Injectable Hydrogel Mitigates Damage To The Heart

This same hydrogel was shown to be safe in humans through an FDA-approved Phase 1 trial in people who suffered a heart attack, back in 2019. In this case, the hydrogel is intended for children born with the disorder hypoplastic left heart syndrome which leaves them with an underdeveloped and nonfunctional left ventricle. Patients with this disorder have a 35% survival rate, and this disorder comprises less than 4% of congenital heart defects, but it is responsible for 40% of deaths associated with heart defects in newborns. 

To treat this disorder, pediatric patients must undergo a series of three open heart surgeries that reroute oxygenated blood supply to the right ventricle before their fifth year of life. Those who survive into childhood after these surgeries will receive medication, physical therapy, and a special diet, but this palliative surgery has a cost. In a healthy heart, the right ventricle pumps blood to the lungs, a job that entails dealing with blood at a lower pressure and volume. When it is forced to pump blood to the entire body it develops several maladaptive traits, eventually, it begins to fail and the patient will need a heart transplant. 

"To the best of our knowledge, it's the first time that an injectable biomaterial therapy has been evaluated to mitigate right ventricular heart failure," said Jervaughn D. Hunter, the paper's first author, who hails from Port Gibson, MS, and earned his Ph.D. in the Shu Chien-Gene Lay Department of Bioengineering at UC San Diego.

The hydrogel is made from cardiac extracellular matrix stripped of the cellular content through a cleansing process, dried, and milled into powder form which is then liquified into an injectable fluid.

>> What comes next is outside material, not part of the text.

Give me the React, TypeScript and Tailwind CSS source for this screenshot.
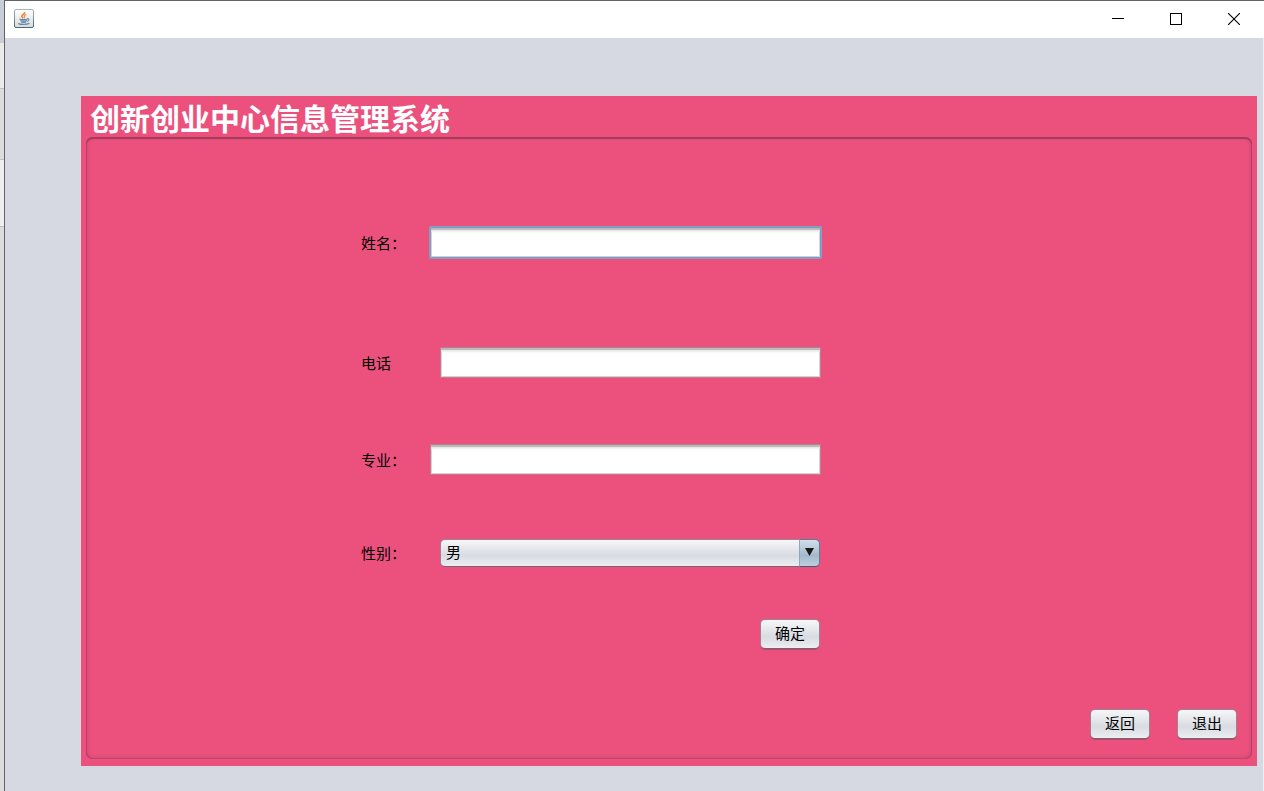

Once the fluid hits body temperature and pH it turns into a semi-solid porous gel that encourages the patient’s cells to repopulate areas of damaged cardiac tissue to improve heart function. Hydrol gel derived from left ventricle tissue was found to be more effective, also affecting gene expression pathways related to cardiac repair including the development of the circulatory system, muscle structure and vasculature, as well as regulation of immune responses and cellular response to oxygen-containing compounds. 

In the animal study, injecting the hydrogel into the right ventricle improved function and allowed the heart to tolerate increased blood pressure and volume. Additionally, the treatment also slowed down the rate of tissue scarring and maladaptive muscle growth. Preclinical treatments saw positive effects two weeks after injections. The researchers believe that this treatment will increase the amount of time the pediatric patient’s heart functions and improve their quality of life, allowing for better cognitive function and growth. 

"This isn't a cure, but our goal is to prolong a patient's life," said Karen Christman, a bioengineering professor at UC San Diego and the paper's corresponding author.

"They might be able to wait until they can get on an adult heart transplant list," said Michael E. Davis, one of the paper's senior authors and director of the Children's Heart Research and Outcomes (HeRO) Center at Children's Healthcare of Atlanta and Professor of Biomedical Engineering at the Georgia Institute of Technology and Emory University School of Medicine.

In the coming months Children's Healthcare of Atlanta, the children's hospital collaborating with Georgia Tech and Emory, will start recruiting pediatric patients for the FDA-approved clinical trial investigating the treatment's efficacy in newborns with hypoplastic left heart syndrome.